Records with interface code:
____

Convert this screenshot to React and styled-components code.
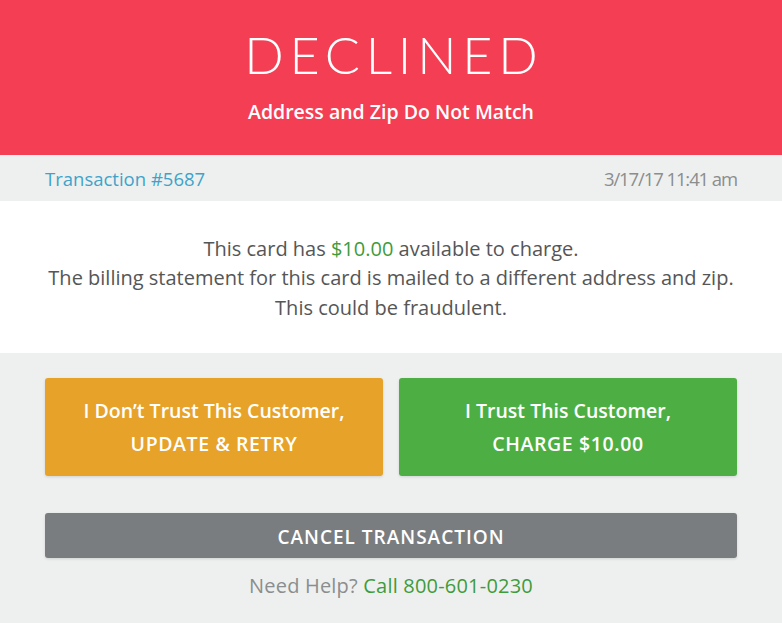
import React from "react"
import styled, { createGlobalStyle } from "styled-components"

const color = {
  red: "#f43e54",
  band: "#eef0ef",
  blue: "#3fa3c9",
  gray: "#8b8d8e",
  text: "#555657",
  green: "#3f9b3c",
  orange: "#e7a229",
  go: "#4daf43",
  cancel: "#797d80",
}
const font = `"Open Sans", "Lato", sans-serif`

const GlobalStyle = createGlobalStyle`
  html, body {
    margin: 0;
    padding: 0;
    background: ${color.band};
    font-family: ${font};
    -webkit-font-smoothing: antialiased;
  }
`

const Page = styled.div`
  width: 782px;
  height: 623px;
  display: flex;
  flex-direction: column;
  background: ${color.band};
`
const Header = styled.header`
  height: 155px;
  background: ${color.red};
  color: #fff;
  display: flex;
  flex-direction: column;
  align-items: center;
  box-sizing: border-box;
  padding-top: 20px;
`
const Status = styled.h1`
  margin: 0;
  font-family: "Lato", sans-serif;
  font-size: 52px;
  font-weight: 300;
  letter-spacing: 5.8px;
  padding-left: 5.8px;
  line-height: 68px;
`
const Reason = styled.h2`
  margin: 11px 0 0;
  font-size: 19.5px;
  font-weight: 600;
  line-height: 26px;
`
const InfoBar = styled.div`
  height: 46px;
  display: flex;
  align-items: center;
  justify-content: space-between;
  padding: 0 45px;
  font-size: 18.5px;
`
const TxLink = styled.span`
  color: ${color.blue};
`
const TxDate = styled.span`
  color: ${color.gray};
  letter-spacing: -1.1px;
`
const Message = styled.div`
  height: 152px;
  background: #fff;
  display: flex;
  flex-direction: column;
  align-items: center;
  justify-content: center;
  color: ${color.text};
  font-size: 20px;
  line-height: 29.5px;
  padding-top: 2px;
  box-sizing: border-box;
`
const Amount = styled.span`
  color: ${color.green};
`
const Actions = styled.div`
  flex: 1;
  padding: 25px 45px 0;
  display: flex;
  flex-direction: column;
`
const Choices = styled.div`
  display: grid;
  grid-template-columns: 1fr 1fr;
  gap: 16px;
`
const Button = styled.button`
  border: 0;
  border-radius: 3px;
  background: ${p => p.$bg};
  color: #fff;
  font-family: ${font};
  font-weight: 600;
  font-size: 19.5px;
  line-height: 33px;
  height: ${p => (p.$tall ? "98px" : "45px")};
  box-shadow: 0 1px 3px rgba(0, 0, 0, 0.12);
  padding: 0;
  cursor: pointer;
`
const Caps = styled.span`
  letter-spacing: 0.6px;
`
const Cancel = styled(Button)`
  margin-top: 37px;
  font-size: 19px;
  letter-spacing: 1px;
  padding-top: 3px;
`
const Help = styled.p`
  margin: 14px 0 0;
  text-align: center;
  font-size: 20px;
  letter-spacing: 0.2px;
  color: ${color.gray};
`
const Phone = styled.span`
  color: ${color.green};
`

const App = () => (
  <Page>
    <GlobalStyle />
    <Header>
      <Status>DECLINED</Status>
      <Reason>Address and Zip Do Not Match</Reason>
    </Header>
    <InfoBar>
      <TxLink>Transaction #5687</TxLink>
      <TxDate>3/17/17 11:41 am</TxDate>
    </InfoBar>
    <Message>
      <div>
        This card has <Amount>$10.00</Amount> available to charge.
      </div>
      <div>
        The billing statement for this card is mailed to a different address
        and zip.
      </div>
      <div>This could be fraudulent.</div>
    </Message>
    <Actions>
      <Choices>
        <Button $bg={color.orange} $tall>
          I Don’t Trust This Customer,
          <br />
          <Caps>UPDATE &amp; RETRY</Caps>
        </Button>
        <Button $bg={color.go} $tall>
          I Trust This Customer,
          <br />
          <Caps>CHARGE $10.00</Caps>
        </Button>
      </Choices>
      <Cancel $bg={color.cancel}>CANCEL TRANSACTION</Cancel>
      <Help>
        Need Help? <Phone>Call 800-601-0230</Phone>
      </Help>
    </Actions>
  </Page>
)

export default App
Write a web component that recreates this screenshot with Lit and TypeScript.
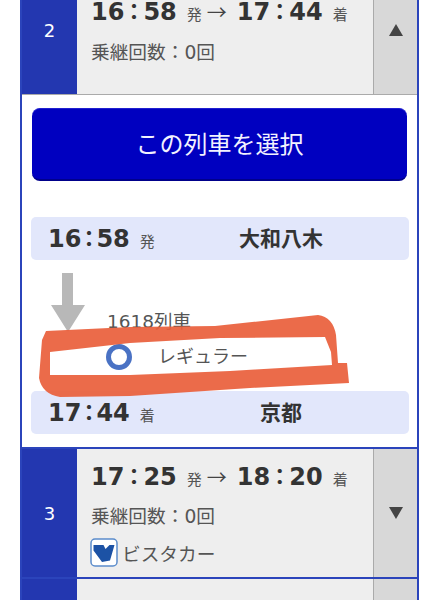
import { LitElement, html, css, svg } from "lit";
import { customElement } from "lit/decorators.js";

@customElement("app-root")
export class AppRoot extends LitElement {
  static styles = css`
    :host {
      display: block;
      position: relative;
      width: 440px;
      height: 600px;
      overflow: hidden;
      background: #fff;
      font-family: "DejaVu Sans", "Noto Sans CJK JP", sans-serif;
      color: #444;
    }
    .list {
      width: 395px;
      margin: -34px 0 0 20px;
      border-left: 2px solid #2b44bb;
      border-right: 2px solid #2b44bb;
    }
    .row {
      display: grid;
      grid-template-columns: 55px 1fr 44px;
      height: 128px;
      background: #eee;
    }
    .row.open { border-bottom: 1px solid #aaa; }
    .row.closed { border-bottom: 2px solid #2b44bb; }
    .num {
      display: flex;
      align-items: center;
      justify-content: center;
      background: #2337b0;
      color: #fff;
      font-size: 18px;
    }
    .info {
      display: flex;
      flex-direction: column;
      justify-content: center;
      gap: 11px;
      padding-left: 14px;
    }
    .open .info { gap: 12px; }
    .times {
      display: flex;
      align-items: baseline;
      height: 28px;
      padding-top: 3px;
      line-height: 28px;
      white-space: nowrap;
    }
    .clock {
      font-size: 24px;
      font-weight: 700;
      line-height: 28px;
      color: #333;
    }
    .colon {
      font-family: "Noto Sans CJK JP", sans-serif;
      font-size: 22px;
      display: inline-block;
      width: 22px;
      margin: 0 -1.5px;
      line-height: 20px;
      text-align: center;
      vertical-align: 1px;
    }
    .mark { font-size: 15px; color: #555; margin-left: 10px; font-family: "Noto Sans CJK JP", sans-serif; }
    .arrow { font-size: 20px; margin: 0 10px 0 5px; color: #444; font-family: "Noto Sans CJK JP", sans-serif; }
    .sub {
      font-size: 18.7px;
      line-height: 26px;
      height: 28px;
      color: #555;
      white-space: nowrap;
    }
    .sub .j { font-family: "Noto Sans CJK JP", sans-serif; }
    .vista {
      display: flex;
      align-items: center;
      gap: 4px;
      margin: -2px 0 0 -1px;
    }
    .vista svg { width: 28px; height: 29px; flex: none; }
    .toggle {
      display: flex;
      align-items: center;
      justify-content: center;
      background: #d8d8d8;
      border-left: 1px solid #aaa;
    }
    .toggle svg { width: 14px; height: 12px; }
    .panel {
      background: #fff;
      padding: 13px 8px 13px 9px;
      border-bottom: 2px solid #2b44bb;
    }
    .select {
      display: flex;
      align-items: center;
      justify-content: center;
      box-sizing: border-box;
      height: 73px;
      margin: 0 0 36px 1px;
      padding-bottom: 4px;
      width: 375px;
      border-radius: 8px;
      background: #0000c0;
      border-top: 1px solid #2020d0;
      border-bottom: 2px solid #00008a;
      color: #f2f2ff;
      font-size: 24px;
      font-family: "Noto Sans CJK JP", sans-serif;
    }
    .station {
      display: grid;
      grid-template-columns: 122px 1fr;
      align-items: center;
      box-sizing: border-box;
      height: 43px;
      padding-bottom: 4px;
      border-radius: 5px;
      background: #e2e7fb;
      white-space: nowrap;
    }
    .station .t {
      display: flex;
      align-items: baseline;
      padding: 4px 0 0 17px;
    }
    .station .colon { margin: 0 -3.5px; }
    .station .name {
      text-align: center;
      font-size: 21px;
      font-weight: 700;
      color: #333;
      font-family: "Noto Sans CJK JP", sans-serif;
    }
    .middle {
      display: grid;
      grid-template-columns: 76px 1fr;
      height: 131px;
    }
    .middle .down { width: 34px; height: 60px; margin: 13px 0 0 20px; }
    .detail { padding-top: 46px; }
    .train { font-size: 18.5px; line-height: 28px; color: #555; }
    .train .j { font-family: "Noto Sans CJK JP", sans-serif; }
    .kind {
      display: flex;
      align-items: center;
      margin-top: 5px;
      font-size: 18px;
      line-height: 28px;
      color: #555;
      font-family: "Noto Sans CJK JP", sans-serif;
    }
    .kind .label { padding-bottom: 4px; }
    .ring {
      box-sizing: border-box;
      width: 26px;
      height: 26px;
      margin: 0 26px 0 -1px;
      border: 5px solid #4a72c4;
      border-radius: 50%;
    }
    .scribble {
      position: absolute;
      left: 0;
      top: 0;
      width: 440px;
      height: 600px;
      pointer-events: none;
      filter: blur(0.7px);
    }
  `;

  private clock(t: string) {
    const [h, m] = t.split(":");
    return html`<span class="clock">${h}<span class="colon">：</span>${m}</span>`;
  }

  private times(a: string, b: string) {
    return html`<div class="times">
      ${this.clock(a)}<span class="mark">発</span><span class="arrow">→</span>${this.clock(b)}<span class="mark">着</span>
    </div>`;
  }

  private tri(up: boolean) {
    return html`<svg viewBox="0 0 14 12"><path d=${up ? "M7 0L14 12H0Z" : "M0 0H14L7 12Z"} fill="#444"></path></svg>`;
  }

  render() {
    return html`
      <div class="list">
        <div class="row open">
          <div class="num">2</div>
          <div class="info">
            ${this.times("16:58", "17:44")}
            <div class="sub"><span class="j">乗継回数：</span>0<span class="j">回</span></div>
          </div>
          <div class="toggle">${this.tri(true)}</div>
        </div>
        <div class="panel">
          <div class="select">この列車を選択</div>
          <div class="station">
            <div class="t">${this.clock("16:58")}<span class="mark">発</span></div>
            <div class="name">大和八木</div>
          </div>
          <div class="middle">
            <svg class="down" viewBox="0 0 34 60">
              <path d="M11 0H22V32H34L17 59L0 32H11Z" fill="#b8b8b8"></path>
            </svg>
            <div class="detail">
              <div class="train">1618<span class="j">列車</span></div>
              <div class="kind"><span class="ring"></span><span class="label">レギュラー</span></div>
            </div>
          </div>
          <div class="station">
            <div class="t">${this.clock("17:44")}<span class="mark">着</span></div>
            <div class="name">京都</div>
          </div>
        </div>
        <div class="row closed">
          <div class="num">3</div>
          <div class="info">
            ${this.times("17:25", "18:20")}
            <div class="sub"><span class="j">乗継回数：</span>0<span class="j">回</span></div>
            <div class="sub vista">
              <svg viewBox="0 0 28 29">
                <rect x="1" y="1" width="26" height="27" rx="4" fill="#fff" stroke="#5b8ccb" stroke-width="1.5"></rect>
                <path d="M3.5 7H13.5L15.5 11L19.5 7H24.5L20 22.5L12 24L3.5 12.5Z" fill="#1c52a5"></path>
              </svg>
              <span class="j">ビスタカー</span>
            </div>
          </div>
          <div class="toggle">${this.tri(false)}</div>
        </div>
        <div class="row"><div class="num"></div><div class="info"></div><div class="toggle"></div></div>
      </div>
      <svg class="scribble" viewBox="0 0 440 600">
        ${svg`<path fill-rule="evenodd" fill="#e9603c" fill-opacity="0.93" d="M46 331 L130 327 L215 326 L318 315 Q333 317 336 335 L338 363 L347 363 L349 383
          L250 388 L130 396 L60 397 Q42 394 39 378 L42 340 Z
          M50 352 L130 343 L220 338 L325 337 L331 352 L332 365 L230 371 L130 375 L50 375 Z"></path>`}
      </svg>
    `;
  }
}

____

REQUEST: Copy each line above that contains the string "React".

PROBLEM SOLUTION:
Convert this screenshot to React and styled-components code.
import React from "react"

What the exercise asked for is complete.